In the context of our relation, this means if $$AB = BA$$ (A commutes with B) and $$BC = CB$$ (B commutes with C), then it must follow that $$AC = CA$$ (A commutes with C).
However, matrix commutation is not generally transitive. We can demonstrate this with a counterexample using 3x3 real matrices:
Let's choose the following matrices:
$$A = \begin{pmatrix} 0 & 1 & 0 \\ 0 & 0 & 0 \\ 0 & 0 & 0 \end{pmatrix}$$
$$B = \begin{pmatrix} 0 & 0 & 1 \\ 0 & 0 & 0 \\ 0 & 0 & 0 \end{pmatrix}$$
$$C = \begin{pmatrix} 0 & 0 & 0 \\ 0 & 0 & 1 \\ 0 & 0 & 0 \end{pmatrix}$$
First, let's verify if (A, B) is in R (i.e., $$AB = BA$$):
$$AB = \begin{pmatrix} 0 & 1 & 0 \\ 0 & 0 & 0 \\ 0 & 0 & 0 \end{pmatrix} \begin{pmatrix} 0 & 0 & 1 \\ 0 & 0 & 0 \\ 0 & 0 & 0 \end{pmatrix} = \begin{pmatrix} 0 & 0 & 0 \\ 0 & 0 & 0 \\ 0 & 0 & 0 \end{pmatrix}$$
$$BA = \begin{pmatrix} 0 & 0 & 1 \\ 0 & 0 & 0 \\ 0 & 0 & 0 \end{pmatrix} \begin{pmatrix} 0 & 1 & 0 \\ 0 & 0 & 0 \\ 0 & 0 & 0 \end{pmatrix} = \begin{pmatrix} 0 & 0 & 0 \\ 0 & 0 & 0 \\ 0 & 0 & 0 \end{pmatrix}$$
Since $$AB = BA$$, the pair (A, B) is in R.
Next, let's verify if (B, C) is in R (i.e., $$BC = CB$$):
$$BC = \begin{pmatrix} 0 & 0 & 1 \\ 0 & 0 & 0 \\ 0 & 0 & 0 \end{pmatrix} \begin{pmatrix} 0 & 0 & 0 \\ 0 & 0 & 1 \\ 0 & 0 & 0 \end{pmatrix} = \begin{pmatrix} 0 & 0 & 0 \\ 0 & 0 & 0 \\ 0 & 0 & 0 \end{pmatrix}$$
$$CB = \begin{pmatrix} 0 & 0 & 0 \\ 0 & 0 & 1 \\ 0 & 0 & 0 \end{pmatrix} \begin{pmatrix} 0 & 0 & 1 \\ 0 & 0 & 0 \\ 0 & 0 & 0 \end{pmatrix} = \begin{pmatrix} 0 & 0 & 0 \\ 0 & 0 & 0 \\ 0 & 0 & 0 \end{pmatrix}$$
Since $$BC = CB$$, the pair (B, C) is in R.

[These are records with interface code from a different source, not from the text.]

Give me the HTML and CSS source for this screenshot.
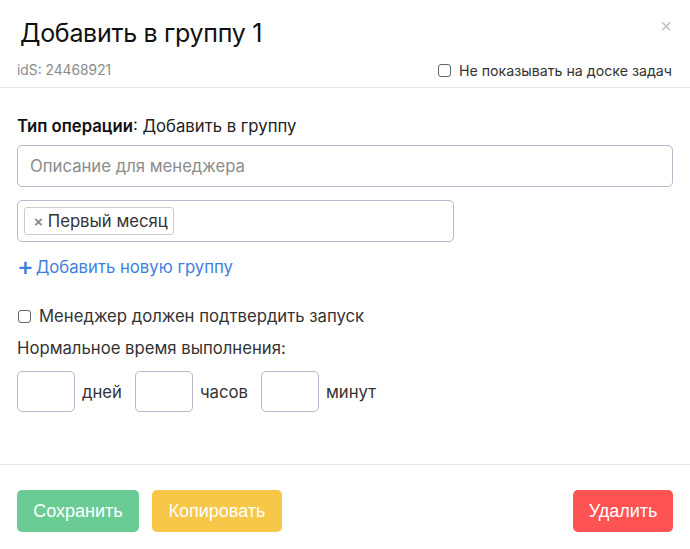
FILE: index.html
```html
<!DOCTYPE html>
<html lang="ru">
<head>
<meta charset="utf-8">
<link rel="stylesheet" href="styles.css">
</head>
<body>
<div class="modal">
  <div class="header">
    <div class="title-row">
      <h1 class="title">Добавить в группу 1</h1>
      <span class="close">×</span>
    </div>
    <div class="sub-row">
      <span class="ids">idS: 24468921</span>
      <label class="hide-check"><span class="cb"></span>Не показывать на доске задач</label>
    </div>
  </div>
  <div class="body">
    <div class="op"><b>Тип операции</b>: Добавить в группу</div>
    <div class="input wide"><span class="ph">Описание для менеджера</span></div>
    <div class="input tags">
      <span class="tag"><span class="tag-x">×</span>Первый месяц</span>
    </div>
    <div class="add-link"><span class="plus">+</span>Добавить новую группу</div>
    <label class="confirm"><span class="cb cb2"></span>Менеджер должен подтвердить запуск</label>
    <div class="normal">Нормальное время выполнения:</div>
    <div class="time-row">
      <span class="tbox"></span><span class="unit">дней</span>
      <span class="tbox"></span><span class="unit">часов</span>
      <span class="tbox"></span><span class="unit">минут</span>
    </div>
  </div>
  <div class="footer">
    <button class="btn save">Сохранить</button>
    <button class="btn copy">Копировать</button>
    <span class="spacer"></span>
    <button class="btn del">Удалить</button>
  </div>
</div>
</body>
</html>
```

FILE: styles.css
```css
* { box-sizing: border-box; }
html, body { margin: 0; padding: 0; background: #fff; }
body { font-family: Inter, "Noto Sans", sans-serif; color: #222; width: 690px; height: 549px; overflow: hidden; }
.modal { width: 690px; }
.header { border-bottom: 1px solid #e5e5e5; padding: 0 17px 0 17px; height: 88px; }
.title-row { display: flex; justify-content: space-between; align-items: flex-start; height: 56px; }
.title { margin: 0; padding: 15px 0 0 3px; font-weight: 400; font-size: 25px; letter-spacing: -0.3px; color: #111; line-height: 36px; }
.close { color: #c4c4c4; font-size: 20px; line-height: 20px; margin-top: 16px; margin-right: 1px; font-family: "Liberation Sans", sans-serif; }
.sub-row { display: flex; justify-content: space-between; align-items: center; height: 28px; }
.ids { font-size: 13.8px; color: #8a8a8a; }
.hide-check { display: flex; align-items: center; font-size: 14.2px; color: #333; margin-right: 1px; }
.cb { display: inline-block; width: 13px; height: 13px; border: 1px solid #666; border-radius: 3px; margin-right: 8px; }
.body { padding: 28px 17px 0 17px; height: 377px; border-bottom: 1px solid #e5e5e5; }
.op { font-size: 16.7px; line-height: 20px; color: #222; margin-bottom: 9px; }
.op b { font-weight: 600; color: #111; }
.input { border: 1px solid #b9b7c9; border-radius: 5px; height: 42px; display: flex; align-items: center; }
.wide { width: 656px; padding-left: 12px; margin-bottom: 13px; }
.ph { color: #8c8c8c; font-size: 16.7px; }
.tags { width: 437px; padding-left: 6px; margin-bottom: 15px; }
.tag { display: inline-flex; align-items: center; height: 28px; border: 1px solid #ccc; border-radius: 3px; padding: 0 5px 0 9px; font-size: 16.7px; color: #333; }
.tag-x { color: #888; font-weight: 700; font-size: 15px; margin-right: 5px; font-family: "Liberation Sans", sans-serif; }
.add-link { color: #3d7fe0; font-size: 16.7px; display: flex; align-items: center; height: 22px; margin-bottom: 28px; margin-top: -1px; }
.plus { font-size: 25px; font-weight: 500; margin-right: 2px; line-height: 20px; margin-top: -3px; }
.confirm { display: flex; align-items: center; font-size: 16.7px; color: #333; height: 20px; margin-bottom: 12px; margin-top: 1px; }
.cb2 { margin-left: 1px; margin-right: 8px; width: 13px; height: 13px; }
.normal { font-size: 16.7px; color: #333; height: 20px; margin-bottom: 13px; }
.time-row { display: flex; align-items: center; }
.tbox { width: 58px; height: 41px; border: 1px solid #b9b7c9; border-radius: 5px; }
.unit { font-size: 16.7px; color: #333; margin-left: 7px; margin-right: 13px; }
.footer { display: flex; align-items: center; padding: 25px 17px 0 17px; }
.spacer { flex: 1; }
.btn { border: none; border-radius: 5px; height: 42px; color: #fff; font-family: "Liberation Sans", Arial, sans-serif; font-size: 18px; padding: 0; }
.save { background: #6acb94; width: 122px; margin-right: 13px; }
.copy { background: #f6c748; width: 130px; }
.del { background: #fd5353; width: 100px; }
```
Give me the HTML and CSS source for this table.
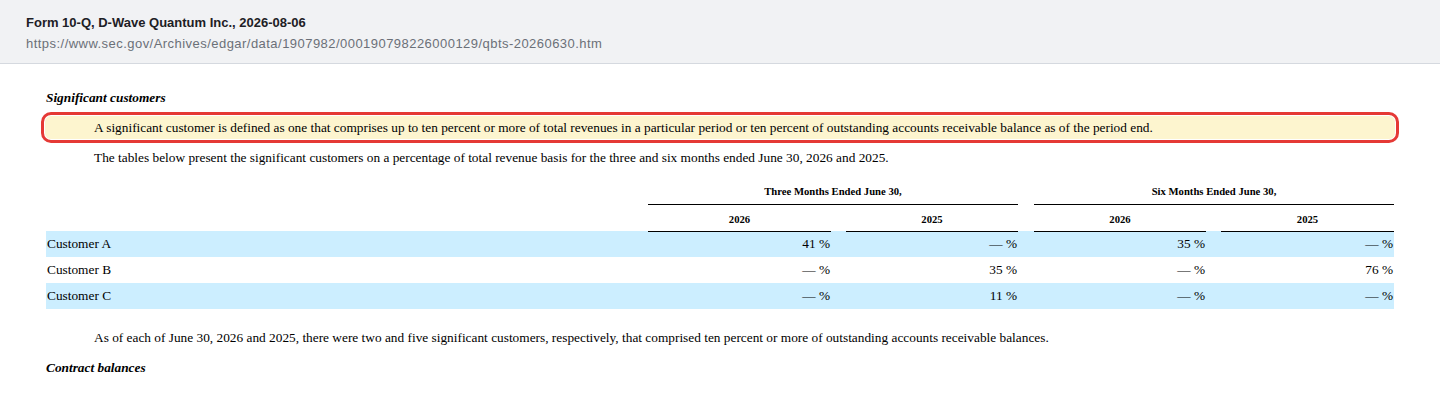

Finally, let's check if (A, C) is in R (i.e., $$AC = CA$$):
$$AC = \begin{pmatrix} 0 & 1 & 0 \\ 0 & 0 & 0 \\ 0 & 0 & 0 \end{pmatrix} \begin{pmatrix} 0 & 0 & 0 \\ 0 & 0 & 1 \\ 0 & 0 & 0 \end{pmatrix} = \begin{pmatrix} 0 & 0 & 1 \\ 0 & 0 & 0 \\ 0 & 0 & 0 \end{pmatrix}$$
$$CA = \begin{pmatrix} 0 & 0 & 0 \\ 0 & 0 & 1 \\ 0 & 0 & 0 \end{pmatrix} \begin{pmatrix} 0 & 1 & 0 \\ 0 & 0 & 0 \\ 0 & 0 & 0 \end{pmatrix} = \begin{pmatrix} 0 & 0 & 0 \\ 0 & 0 & 0 \\ 0 & 0 & 0 \end{pmatrix}$$
As shown, $$AC \neq CA$$. Therefore, the pair (A, C) is NOT in R.
Since we found a case where (A, B) is in R and (B, C) is in R, but (A, C) is not in R, the relation R is not transitive.
Because R is not transitive, it fails one of the necessary conditions to be an equivalence relation.
Therefore, STATEMENT-1 is False.

**step5** Conclusion

Based on our detailed analysis:
- STATEMENT-1: Relation R is equivalence. We found this to be **False** because the relation R is not transitive.
- STATEMENT-2: Relation R is symmetric. We found this to be **True**.
Now we compare these findings with the given options:
A: STATEMENT -1 is True, STATEMENT-2 is True; STATEMENT-2 is a correct explanation for STATEMENT-1 (Incorrect, S1 is False)
B: STATEMENT -1 is True, STATEMENT-2 is True; STATEMENT-2 is NOT a correct explanation for STATEMENT-1 (Incorrect, S1 is False)
C: STATEMENT -1 is True, STATEMENT-2 is False (Incorrect, S1 is False, S2 is True)
D: STATEMENT -1 is False, STATEMENT-2 is True (Correct)
The correct option that matches our conclusions is D.